Settlers, like other European designer board games, is exquisitely balanced and relatively easy to learn. Out of the 4 games we played during Christmas, we had 4 different winners, and each one capitalized on a different strategy. The more relaxed, turn-based play of a board game fits well in a family setting, and was a nice break from faster-paced games of Bomberman and Mario 3 on the Wii’s Virtual Console.
There’s a real lesson here for videogame designers, particularly those pushing hard to attract casual gamers (and who isn’t these days?) The RULES in a game like Settlers or Puerto Rico are complex, but that’s not necessarily a deal breaker. A well-designed game, in any format, has plenty of rules that apply just the right amount of pressure on players. To hold our interest, a game needs to be hard enough to remain challenging throughout a new player’s learning curve (so we don’t feel like an adult playing Candy Land with children), but not dauntingly difficult (so we don’t feel like that guy doing the enormous crossword puzzle in the SkyMall catalog, or anyone that ever played Super Ghouls and Ghosts).

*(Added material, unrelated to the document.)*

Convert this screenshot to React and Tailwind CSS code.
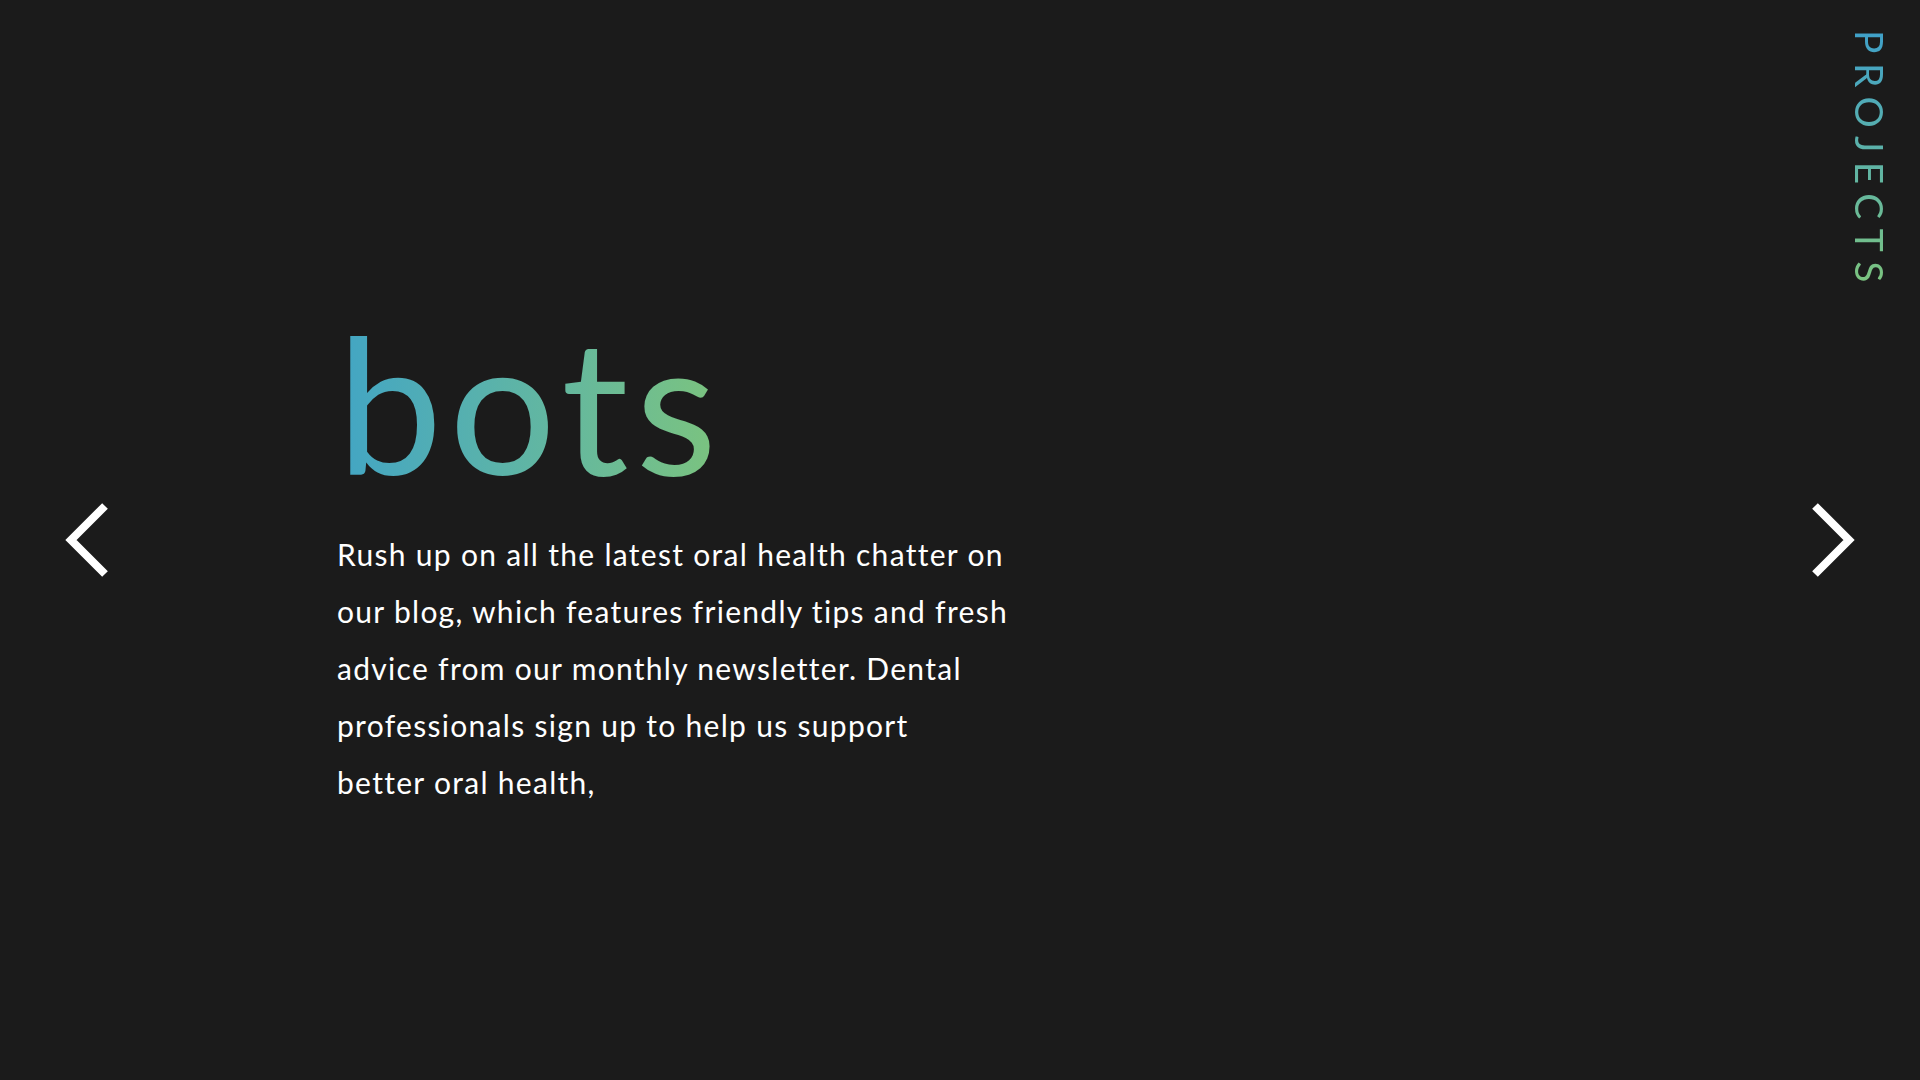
export default function App() {
  const lines = [
    "Rush up on all the latest oral health chatter on",
    "our blog, which features friendly tips and fresh",
    "advice from our monthly newsletter. Dental",
    "professionals sign up to help us support",
    "better oral health,",
  ];
  return (
    <div className="relative h-screen w-full overflow-hidden bg-[#1b1b1b] font-['Lato',sans-serif]">
      <div className="flex h-full items-center">
        <div className="w-[337px] shrink-0 pl-[62px]">
          <svg width="50" height="80" viewBox="0 0 50 80" fill="none">
            <polyline points="43,6 9,40 43,74" stroke="#ffffff" strokeWidth="8" strokeLinejoin="miter" />
          </svg>
        </div>
        <div className="flex-1 self-start pt-[308px]">
          <h1 className="inline-block bg-linear-to-r from-[#42a5c4] to-[#7dc47b] bg-clip-text pr-[8px] text-[188px] font-normal leading-none tracking-[7px] text-transparent">
            bots
          </h1>
          <div className="mt-[30px] text-[30px] font-normal leading-[57px] tracking-[1.3px] text-white">
            {lines.map((l) => (
              <div key={l}>{l}</div>
            ))}
          </div>
        </div>
        <div className="shrink-0 pr-[62px]">
          <svg width="50" height="80" viewBox="0 0 50 80" fill="none">
            <polyline points="7,6 41,40 7,74" stroke="#ffffff" strokeWidth="8" strokeLinejoin="miter" />
          </svg>
        </div>
      </div>
      <div className="absolute right-[31px] top-[30px]">
        <span className="inline-block bg-linear-to-b from-[#3fa0c9] to-[#7dc47b] bg-clip-text text-[39px] font-normal leading-none tracking-[9.5px] text-transparent [writing-mode:vertical-rl]">
          PROJECTS
        </span>
      </div>
    </div>
  );
}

Along with those complex rules, however, are very simple CONTROLS. Obviously, that terminology stretches a little when we’re talking about board games vs. video games, but in either case, the range of player inputs shouldn’t feel like you’re learning a second language. Settlers offers a few actions for each player to use on each turn (trade, purchase, roll) and the entire game neatly fits within that framework. By contrast, every second of a game of Halo presents the player with an astounding number of choices, so the barrier for entry is significantly higher for rookie players.
The brilliance of a game like Settlers is it marries the rules and controls that govern the game to a fairly simple storyline, so each player’s role makes sense in the loose “story” that’s unfolding on the board. Further, the story makes all of Settlers’ rules easier to grasp, and easier to see how the individual player decisions affect the game.

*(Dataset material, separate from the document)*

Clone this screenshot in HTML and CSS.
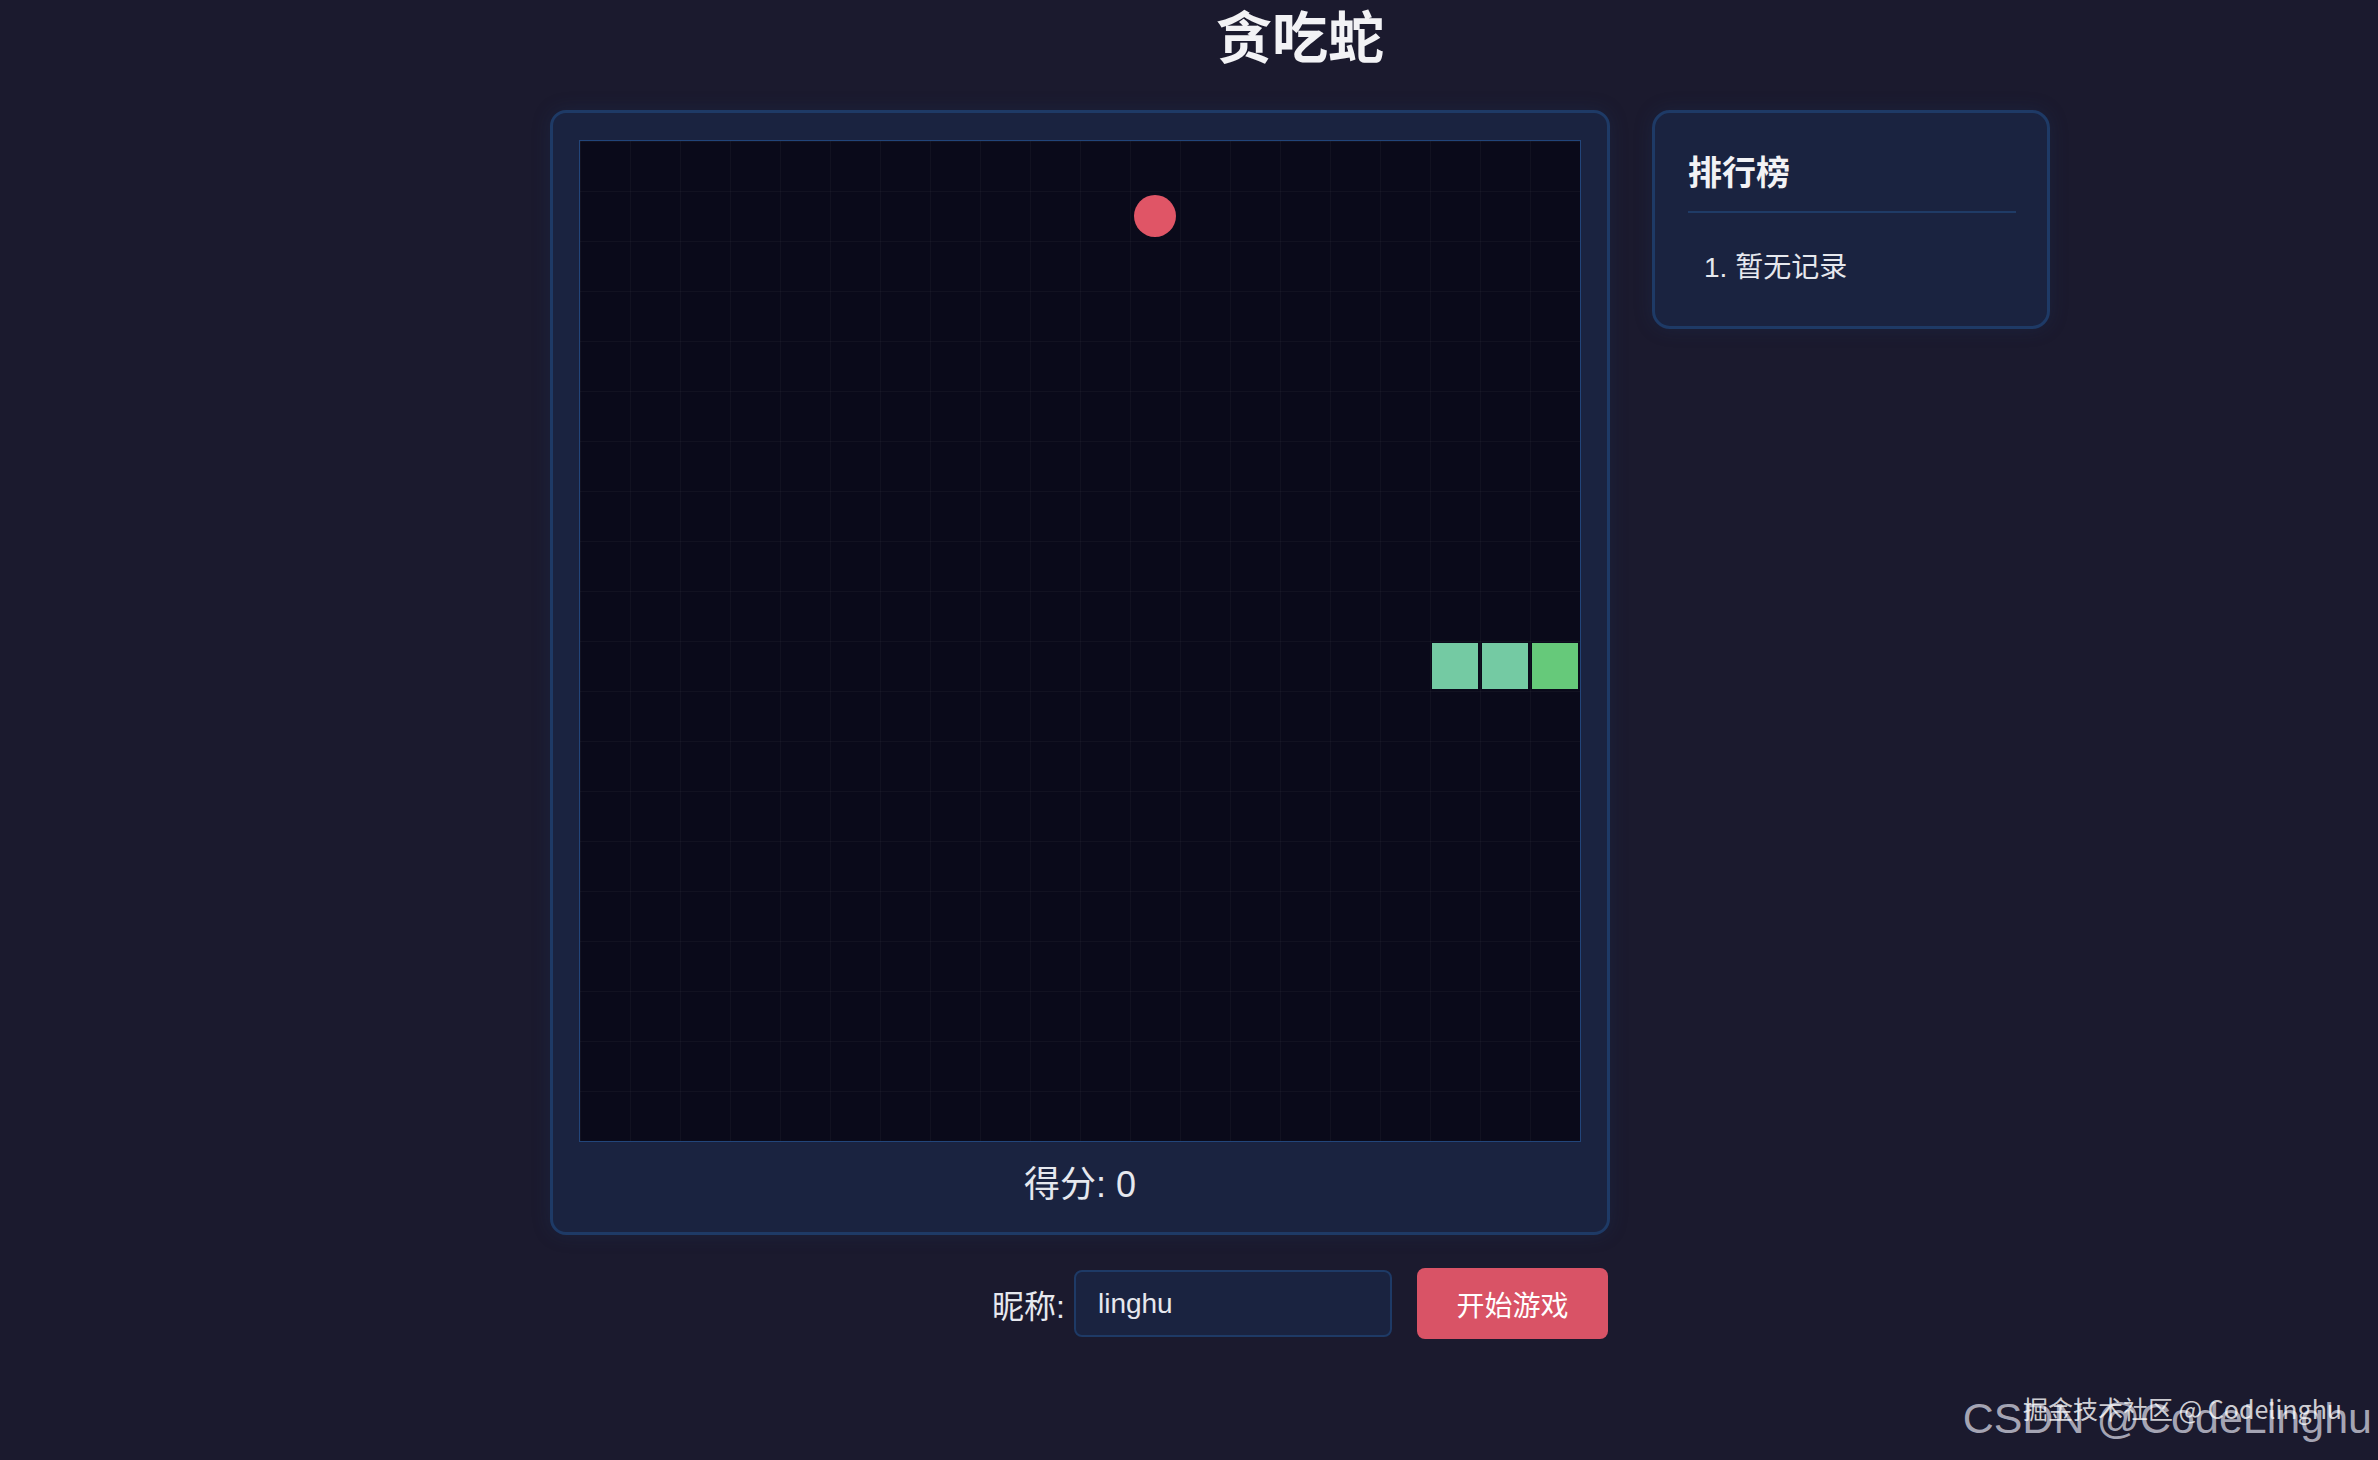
FILE: index.html
```html
<!DOCTYPE html>
<html lang="zh-CN">
<head>
  <meta charset="UTF-8">
  <title>贪吃蛇</title>
  <link rel="stylesheet" href="styles.css">
</head>
<body>

  <div class="wrap">
    <h1 class="title">贪吃蛇</h1>

    <div class="main">
      <!-- game panel -->
      <div class="game-panel">
        <div class="board">
          <div class="food" style="grid-area: 2 / 12"></div>
          <div class="seg" style="grid-area: 11 / 18"></div>
          <div class="seg" style="grid-area: 11 / 19"></div>
          <div class="seg head" style="grid-area: 11 / 20"></div>
        </div>
        <div class="score">得分: 0</div>
      </div>

      <!-- leaderboard -->
      <div class="rank-panel">
        <h2 class="rank-title">排行榜</h2>
        <ul class="rank-list">
          <li>1. 暂无记录</li>
        </ul>
      </div>
    </div>

    <div class="controls">
      <label for="nick">昵称:</label>
      <input id="nick" type="text" value="linghu">
      <button id="start-btn">开始游戏</button>
    </div>
  </div>

  <div class="mark">
    <span class="mark-big">CSDN @CodeLinghu</span>
    <span class="mark-small">掘金技术社区 @ Codelinghu</span>
  </div>

</body>
</html>
```

FILE: styles.css
```css
/* reset & basic */
* { box-sizing: border-box; margin: 0; padding: 0; }
html, body { height: 100%; }
body {
  font-family: "Liberation Sans", "Noto Sans CJK SC", sans-serif;
  background: #1b1a2e;
  color: #e6e8ee;
  overflow: hidden;
  position: relative;
}

.wrap {
  width: 1500px;
  margin-left: 550px;
}

.title {
  font-size: 56px;
  font-weight: 700;
  line-height: 78px;
  text-align: center;
  color: #f2f2f5;
  margin-bottom: 32px;
}

/* two panels side by side */
.main {
  display: flex;
  align-items: flex-start;
  gap: 42px;
}

.game-panel {
  width: 1060px;
  background: #1a2340;
  border: 3px solid #1e3a66;
  border-radius: 16px;
  padding: 27px 26px 22px;
  box-shadow: 0 0 18px rgba(30, 58, 102, 0.25);
}

.board {
  display: grid;
  grid-template-columns: repeat(20, 50px);
  grid-template-rows: repeat(20, 50px);
  width: 1002px;
  height: 1002px;
  border: 1px solid #22457a;
  background-color: #0a0a1a;
  background-image:
    linear-gradient(to right, rgba(255,255,255,0.03) 1px, transparent 1px),
    linear-gradient(to bottom, rgba(255,255,255,0.03) 1px, transparent 1px);
  background-size: 50px 50px;
}

.seg {
  margin: 2px;
  background: #74caa3;
}
.seg.head { background: #66c97a; }

.food {
  width: 42px;
  height: 42px;
  border-radius: 50%;
  background: #e05566;
  place-self: center;
}

.score {
  margin-top: 18px;
  font-size: 36px;
  line-height: 50px;
  text-align: center;
}

/* leaderboard */
.rank-panel {
  width: 398px;
  background: #1a2340;
  border: 3px solid #1e3a66;
  border-radius: 18px;
  padding: 36px 31px 38px 33px;
  box-shadow: 0 0 18px rgba(30, 58, 102, 0.25);
}
.rank-title {
  font-size: 34px;
  font-weight: 700;
  line-height: 48px;
  padding-bottom: 14px;
  border-bottom: 2px solid #1f3b66;
  color: #f2f2f5;
}
.rank-list {
  list-style: none;
  margin-top: 35px;
  padding-left: 16px;
  font-size: 28px;
  line-height: 40px;
}

/* nickname + start */
.controls {
  display: flex;
  justify-content: center;
  align-items: center;
  margin-top: 33px;
}
.controls label {
  font-size: 32px;
  margin-right: 9px;
}
.controls input {
  width: 318px;
  height: 67px;
  background: #1a2340;
  border: 2px solid #1e3a66;
  border-radius: 8px;
  padding: 0 22px;
  font-family: inherit;
  font-size: 28px;
  color: #e6e8ee;
  outline: none;
}
#start-btn {
  margin-left: 25px;
  width: 191px;
  height: 71px;
  border: none;
  border-radius: 8px;
  background: #d95366;
  color: #fff;
  font-family: inherit;
  font-size: 28px;
  cursor: pointer;
}

/* screenshot watermark */
.mark {
  position: absolute;
  right: 6px;
  bottom: 16px;
}
.mark-big {
  display: block;
  font-size: 43px;
  color: rgba(190, 190, 204, 0.85);
  line-height: 52px;
}
.mark-small {
  position: absolute;
  right: 30px;
  top: -2px;
  font-family: "Noto Sans CJK SC", sans-serif;
  font-size: 25px;
  color: rgba(255, 255, 255, 0.8);
  white-space: nowrap;
}
```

As stories in games get more and more sophisticated, control schemes and rules shouldn’t have to. Epic found an elegant compromise with their context-sensitive, all-purpose action button in Gears of War, and it looks like Metal Gear Solid 4 will boast a simplified control scheme that remaps action buttons based on circumstances. Mario Galaxy introduced a ton of new rules, with different gravity on quite a few of the planets in each level, and I never felt like it snuck up on me, or was a cheap way to up the difficulty in some stages.
Hopefully the new generation of game developers hasn’t entirely forgotten gaming’s roots and plays a new board game once in a while. After all, there are only so many original Nintendo and Commodore 64 games that a developer can draw inspiration from.